* _Directions for this task_: Show every line in the records below that contains the word "components".
..............................
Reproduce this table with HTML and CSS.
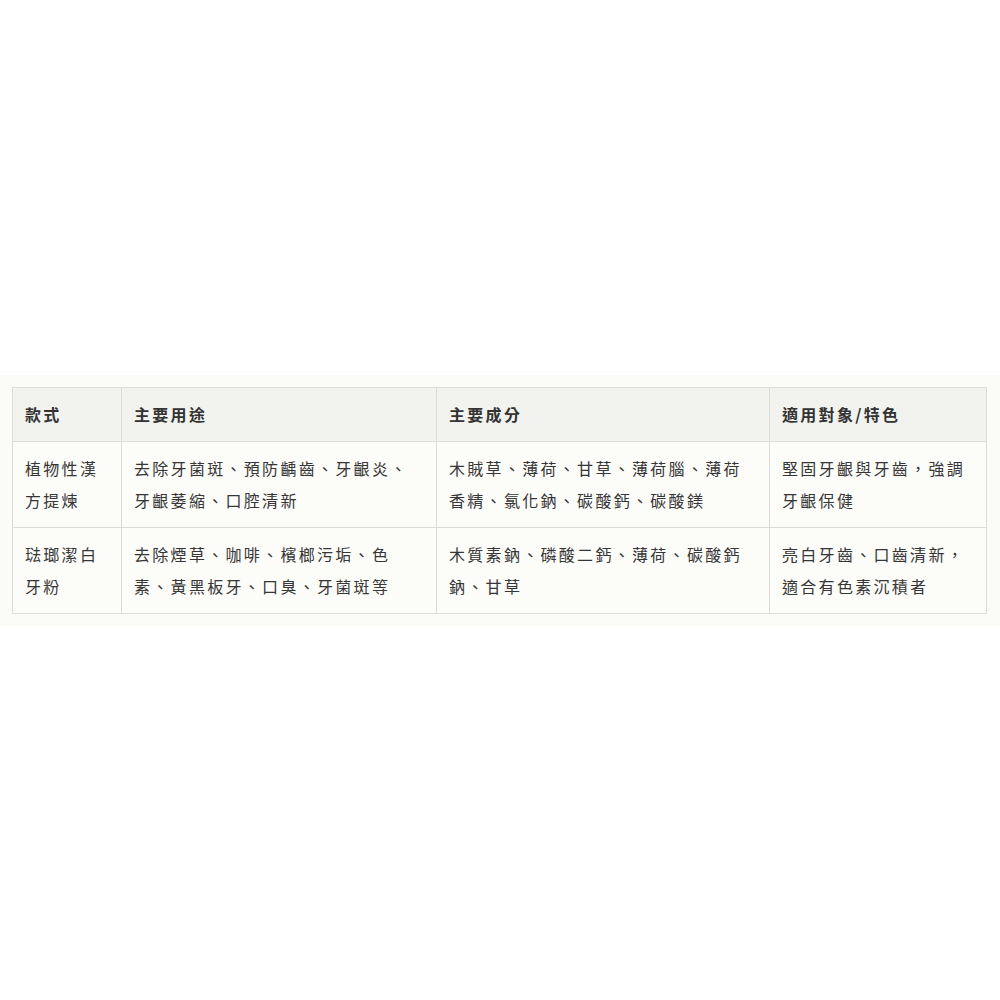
FILE: index.html
```html
<!DOCTYPE html>
<html lang="zh-Hant">
<head>
<meta charset="utf-8">
<title>牙粉比較</title>
<link rel="stylesheet" href="styles.css">
</head>
<body>
<div class="wrap">
  <table class="compare">
    <colgroup>
      <col class="c1"><col class="c2"><col class="c3"><col class="c4">
    </colgroup>
    <thead>
      <tr>
        <th>款式</th>
        <th>主要用途</th>
        <th>主要成分</th>
        <th>適用對象/特色</th>
      </tr>
    </thead>
    <tbody>
      <tr>
        <td>植物性漢方提煉</td>
        <td>去除牙菌斑、預防齲齒、牙齦炎、牙齦萎縮、口腔清新</td>
        <td>木賊草、薄荷、甘草、薄荷腦、薄荷香精、氯化鈉、碳酸鈣、碳酸鎂</td>
        <td>堅固牙齦與牙齒，強調牙齦保健</td>
      </tr>
      <tr>
        <td>琺瑯潔白牙粉</td>
        <td>去除煙草、咖啡、檳榔污垢、色素、黃黑板牙、口臭、牙菌斑等</td>
        <td>木質素鈉、磷酸二鈣、薄荷、碳酸鈣鈉、甘草</td>
        <td>亮白牙齒、口齒清新，適合有色素沉積者</td>
      </tr>
    </tbody>
  </table>
</div>
</body>
</html>
```

FILE: styles.css
```css
html, body {
  margin: 0;
  padding: 0;
  background: #ffffff;
}

.wrap {
  margin-top: 375px;
  padding: 12px 14px 12px 12px;
  background: #fbfbf8;
}

.compare {
  width: 974px;
  table-layout: fixed;
  border-collapse: collapse;
  font-family: "Noto Sans CJK TC", "Noto Sans", sans-serif;
  font-size: 16px;
  letter-spacing: 2.3px;
  color: #363636;
  background: #fcfcf9;
}

.c1 { width: 109px; }
.c2 { width: 315px; }
.c3 { width: 333px; }
.c4 { width: 217px; }

.compare th,
.compare td {
  border: 1px solid #dcdcd8;
  padding: 11px 12px;
  line-height: 31.5px;
  text-align: left;
  vertical-align: top;
  word-break: break-all;
}

.compare th {
  line-height: 31px;
  background: #f2f2ee;
  font-weight: 700;
  color: #333333;
}
```
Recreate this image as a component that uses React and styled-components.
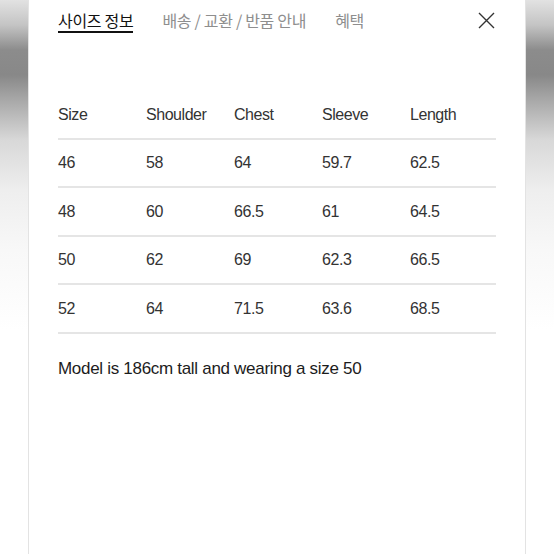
import React from "react";
import styled, { createGlobalStyle } from "styled-components";

const Global = createGlobalStyle`
  html, body { margin: 0; padding: 0; }
  body {
    min-height: 554px;
    background: linear-gradient(180deg, #e2e2e2 0px, #c4c4c4 25px, #8c8c8c 50px, #888 75px, #a8a8a8 100px, #d8d8d8 140px, #eeeeee 190px, #f8f8f8 250px, #ffffff 330px);
    font-family: "Liberation Sans", Arial, sans-serif;
  }
`;

const Panel = styled.div`
  box-sizing: border-box;
  margin: 0 28px;
  min-height: 554px;
  background: #fff;
  border-left: 1px solid #e3e3e3;
  border-right: 1px solid #e3e3e3;
  padding: 0 29px;
`;

const Header = styled.div`
  display: flex;
  align-items: flex-start;
`;

const Tabs = styled.div`
  display: flex;
  gap: 29px;
`;

const Tab = styled.div`
  font-family: "Noto Sans CJK KR", sans-serif;
  font-size: 16px;
  line-height: 22px;
  letter-spacing: -0.3px;
  padding-top: 9px;
  color: ${p => (p.$active ? "#111" : "#8e8e8e")};
  border-bottom: 2px solid ${p => (p.$active ? "#111" : "transparent")};
`;

const Close = styled.button`
  margin-left: auto;
  margin-top: 12px;
  margin-right: 1px;
  width: 17px;
  height: 17px;
  padding: 0;
  border: 0;
  background: none;
  display: flex;
`;

const Table = styled.div`
  margin-top: 58px;
`;

const Row = styled.div`
  box-sizing: border-box;
  display: grid;
  grid-template-columns: repeat(5, 88px);
  align-items: center;
  height: 48.5px;
  border-bottom: 2px solid #e5e5e5;
  padding-top: 1px;
`;

const Cell = styled.div`
  font-size: 16px;
  letter-spacing: -0.45px;
  color: #333;
  line-height: 20px;
`;

const Note = styled.p`
  margin: 23px 0 0;
  font-size: 17px;
  line-height: 24px;
  letter-spacing: -0.3px;
  color: #1c1c1c;
`;

const head = ["Size", "Shoulder", "Chest", "Sleeve", "Length"];
const rows = [
  ["46", "58", "64", "59.7", "62.5"],
  ["48", "60", "66.5", "61", "64.5"],
  ["50", "62", "69", "62.3", "66.5"],
  ["52", "64", "71.5", "63.6", "68.5"],
];

export default function App() {
  return (
    <>
      <Global />
      <Panel>
        <Header>
          <Tabs>
            <Tab $active>사이즈 정보</Tab>
            <Tab>배송 / 교환 / 반품 안내</Tab>
            <Tab>혜택</Tab>
          </Tabs>
          <Close aria-label="닫기">
            <svg width="17" height="17" viewBox="0 0 17 17">
              <path d="M1 1 L16 16 M16 1 L1 16" stroke="#333" strokeWidth="1.4" fill="none" />
            </svg>
          </Close>
        </Header>
        <Table>
          <Row>
            {head.map(h => (
              <Cell key={h}>{h}</Cell>
            ))}
          </Row>
          {rows.map(r => (
            <Row key={r[0]}>
              {r.map((c, i) => (
                <Cell key={i}>{c}</Cell>
              ))}
            </Row>
          ))}
        </Table>
        <Note>Model is 186cm tall and wearing a size 50</Note>
      </Panel>
    </>
  );
}
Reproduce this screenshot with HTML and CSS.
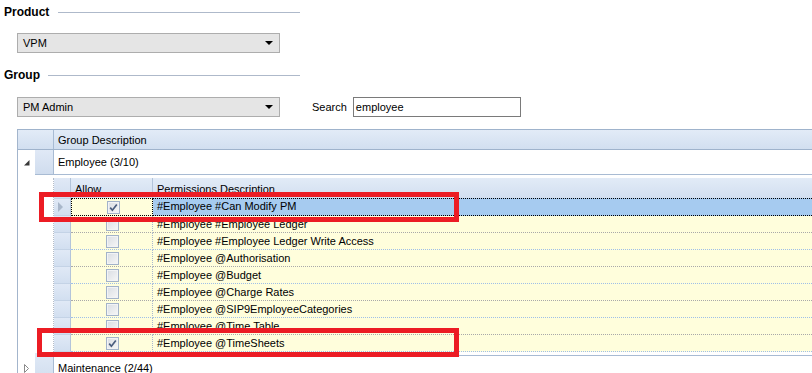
FILE: index.html
```html
<!DOCTYPE html>
<html>
<head>
<meta charset="utf-8">
<title>Permissions</title>
<link rel="stylesheet" href="styles.css">
</head>
<body>
<div class="page">
  <div class="section-title product-title"><span>Product</span></div>
  <div class="combo combo-product"><span>VPM</span><span class="arrow"></span></div>

  <div class="section-title group-title"><span>Group</span></div>
  <div class="group-row">
    <div class="combo"><span>PM Admin</span><span class="arrow"></span></div>
    <span class="search-label">Search</span>
    <div class="search-input">employee</div>
  </div>

  <div class="grid">
    <div class="g-header">
      <div class="g-ind"></div>
      <div class="g-hcell">Group Description</div>
    </div>

    <div class="g-row">
      <div class="g-exp"><svg width="6" height="6" viewBox="0 0 6 6"><polygon points="5.5,0 5.5,5.5 0,5.5" fill="#383838"/></svg></div>
      <div class="g-rowhead"></div>
      <div class="g-cell">Employee (3/10)</div>
    </div>

    <div class="detail-wrap">
      <div class="indent"></div>
      <div class="detail">
        <div class="d-header">
          <div class="d-ind"></div>
          <div class="d-hallow">Allow</div>
          <div class="d-hdesc">Permissions Description</div>
        </div>

        <div class="d-row selected">
          <div class="d-ind"><svg width="6" height="10" viewBox="0 0 6 10"><polygon points="0,0 5,5 0,10" fill="#a9b7ca"/></svg></div>
          <div class="d-allow"><span class="cb checked"><svg width="11" height="11" viewBox="0 0 11 11"><path d="M2.2 5.6 L4.4 8.2 L8.8 2.4" fill="none" stroke="#4a5d7e" stroke-width="1.7"/></svg></span></div>
          <div class="d-desc">#Employee #Can Modify PM</div>
        </div>
        <div class="d-row">
          <div class="d-ind"></div>
          <div class="d-allow"><span class="cb"></span></div>
          <div class="d-desc">#Employee #Employee Ledger</div>
        </div>
        <div class="d-row">
          <div class="d-ind"></div>
          <div class="d-allow"><span class="cb"></span></div>
          <div class="d-desc">#Employee #Employee Ledger Write Access</div>
        </div>
        <div class="d-row">
          <div class="d-ind"></div>
          <div class="d-allow"><span class="cb"></span></div>
          <div class="d-desc">#Employee @Authorisation</div>
        </div>
        <div class="d-row">
          <div class="d-ind"></div>
          <div class="d-allow"><span class="cb"></span></div>
          <div class="d-desc">#Employee @Budget</div>
        </div>
        <div class="d-row">
          <div class="d-ind"></div>
          <div class="d-allow"><span class="cb"></span></div>
          <div class="d-desc">#Employee @Charge Rates</div>
        </div>
        <div class="d-row">
          <div class="d-ind"></div>
          <div class="d-allow"><span class="cb"></span></div>
          <div class="d-desc">#Employee @SIP9EmployeeCategories</div>
        </div>
        <div class="d-row">
          <div class="d-ind"></div>
          <div class="d-allow"><span class="cb"></span></div>
          <div class="d-desc">#Employee @Time Table</div>
        </div>
        <div class="d-row">
          <div class="d-ind"></div>
          <div class="d-allow"><span class="cb checked"><svg width="11" height="11" viewBox="0 0 11 11"><path d="M2.2 5.6 L4.4 8.2 L8.8 2.4" fill="none" stroke="#4a5d7e" stroke-width="1.7"/></svg></span></div>
          <div class="d-desc">#Employee @TimeSheets</div>
        </div>
      </div>
    </div>

    <div class="g-row maint">
      <div class="g-exp"><svg width="6" height="10" viewBox="0 0 6 10"><polygon points="0.5,0.5 4.5,4.5 0.5,8.5" fill="none" stroke="#8a8a8a" stroke-width="1"/></svg></div>
      <div class="g-rowhead"></div>
      <div class="g-cell">Maintenance (2/44)</div>
    </div>
  </div>

  <div class="red-box box1"></div>
  <div class="red-box box2"></div>
</div>
</body>
</html>
```

FILE: styles.css
```css
* { box-sizing: border-box; }

body {
  margin: 0;
  background: #ffffff;
  font-family: "Liberation Sans", Arial, sans-serif;
  font-size: 11px;
  color: #000;
  overflow: hidden;
}

.page {
  position: relative;
  width: 812px;
  height: 373px;
  overflow: hidden;
}

/* section headings with rule */
.section-title {
  display: flex;
  align-items: center;
  width: 300px;
  height: 16px;
  padding-left: 4px;
  font-size: 12px;
  font-weight: bold;
}
.section-title::after {
  content: "";
  flex: 1;
  height: 1px;
  background: #aeb9ca;
  margin-left: 9px;
}
.product-title { margin-top: 4px; }
.group-title { margin-top: 14px; }
.group-title::after { margin-left: 8px; }

/* combo boxes */
.combo {
  display: flex;
  align-items: center;
  justify-content: space-between;
  width: 263px;
  height: 20px;
  margin-left: 17px;
  padding-left: 5px;
  padding-right: 6px;
  border: 1px solid #adadad;
  background: #e5e5e5;
  flex-shrink: 0;
}
.combo-product { margin-top: 13px; }
.arrow {
  width: 0;
  height: 0;
  border-left: 4px solid transparent;
  border-right: 4px solid transparent;
  border-top: 4px solid #000;
}

.group-row {
  display: flex;
  align-items: center;
  height: 20px;
  margin-top: 14px;
}
.search-label { margin-left: 32px; }
.search-input {
  width: 168px;
  height: 20px;
  margin-left: 6px;
  padding-left: 2px;
  border: 1px solid #7a7a7a;
  background: #fff;
  line-height: 18px;
}

/* outer grid */
.grid {
  margin-top: 12px;
  margin-left: 17px;
  border-top: 1px solid #9fb3cc;
  border-left: 1px solid #a3b5cc;
}
.g-header {
  display: flex;
  height: 20px;
  border-bottom: 1px solid #9fb3cc;
  background: linear-gradient(#e2ebf7, #d2dff0);
}
.g-ind {
  width: 36px;
  border-right: 1px solid #a8bbd3;
}
.g-hcell {
  flex: 1;
  padding-left: 4px;
  padding-top: 2px;
  line-height: 17px;
}
.g-row {
  display: flex;
  height: 25px;
}
.g-exp {
  width: 17px;
  display: flex;
  align-items: center;
  justify-content: center;
  padding-left: 1px;
}
.g-rowhead {
  width: 19px;
  background: linear-gradient(#e0e9f6, #d0ddee);
  border-right: 1px solid #a8bbd3;
  border-bottom: 1px solid #a8bbd3;
}
.g-cell {
  flex: 1;
  padding-left: 4px;
  line-height: 24px;
  border-bottom: 1px solid #a8bbd3;
  background: #fff;
}

/* detail grid */
.detail-wrap {
  display: flex;
  padding-top: 3px;
}
.indent { width: 35px; flex-shrink: 0; }
.detail { flex: 1; border-left: 1px dotted #b4bcc8; }

.d-header {
  display: flex;
  height: 20px;
  background: linear-gradient(#e2ebf7, #d2dff0);
}
.d-header .d-ind { border-bottom: none; }
.d-hallow {
  width: 82px;
  padding-left: 4px;
  padding-top: 2px;
  line-height: 18px;
  border-right: 1px solid #b3c4da;
}
.d-hdesc {
  flex: 1;
  padding-left: 4px;
  padding-top: 2px;
  line-height: 18px;
}

.d-row {
  display: flex;
  height: 17px;
}
.d-ind {
  width: 17px;
  display: flex;
  align-items: center;
  padding-left: 4px;
  background: linear-gradient(#e0e9f6, #d2dff0);
  border-right: 1px solid #b3c4da;
  border-bottom: 1px solid #c4d3e6;
}
.d-allow {
  width: 82px;
  display: flex;
  align-items: center;
  justify-content: center;
  background: #fffedc;
  border-right: 1px dotted #a8b8cf;
  border-bottom: 1px dotted #9fbfe8;
}
.d-desc {
  flex: 1;
  padding-left: 4px;
  line-height: 16px;
  white-space: nowrap;
  background: #fffedc;
  border-bottom: 1px dotted #9fbfe8;
}
.d-row:nth-child(odd) .d-allow,
.d-row:nth-child(odd) .d-desc {
  border-bottom-color: #a9a9a9;
}

.d-row.selected { height: 18px; }
.selected .d-ind { border-top: 1px solid #c4d3e6; }
.selected .d-allow {
  border: 1px dotted #000;
}
.selected .d-desc {
  background: #a6cbf0;
  border-top: 1px dotted #000;
  border-bottom: 1px dotted #000;
  line-height: 15px;
}

.cb {
  width: 13px;
  height: 13px;
  display: flex;
  align-items: center;
  justify-content: center;
  border: 1px solid #a3b3c9;
  background: linear-gradient(135deg, #d9dde3, #f7f7f7);
  box-shadow: inset 0 0 0 1px #f2f3f5;
  margin-left: 2px;
}

/* maintenance row */
.g-row.maint {
  height: 30px;
  margin-top: 1px;
}
.maint .g-exp {
  align-items: flex-start;
  padding-top: 11px;
}
.maint .g-rowhead { border-bottom: none; }
.maint .g-cell {
  margin-top: 2px;
  border-top: 1px solid #a8bbd3;
  border-bottom: none;
}

/* annotation boxes */
.red-box {
  position: absolute;
  border: 5px solid #ec1c24;
}
.box1 {
  left: 39px;
  top: 192px;
  width: 420px;
  height: 30px;
}
.box2 {
  left: 37px;
  top: 328px;
  width: 422px;
  height: 29px;
}
```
..............................
* _Written answer_:
Recreate this image as a component that uses React and styled-components.
import styled, { createGlobalStyle } from "styled-components";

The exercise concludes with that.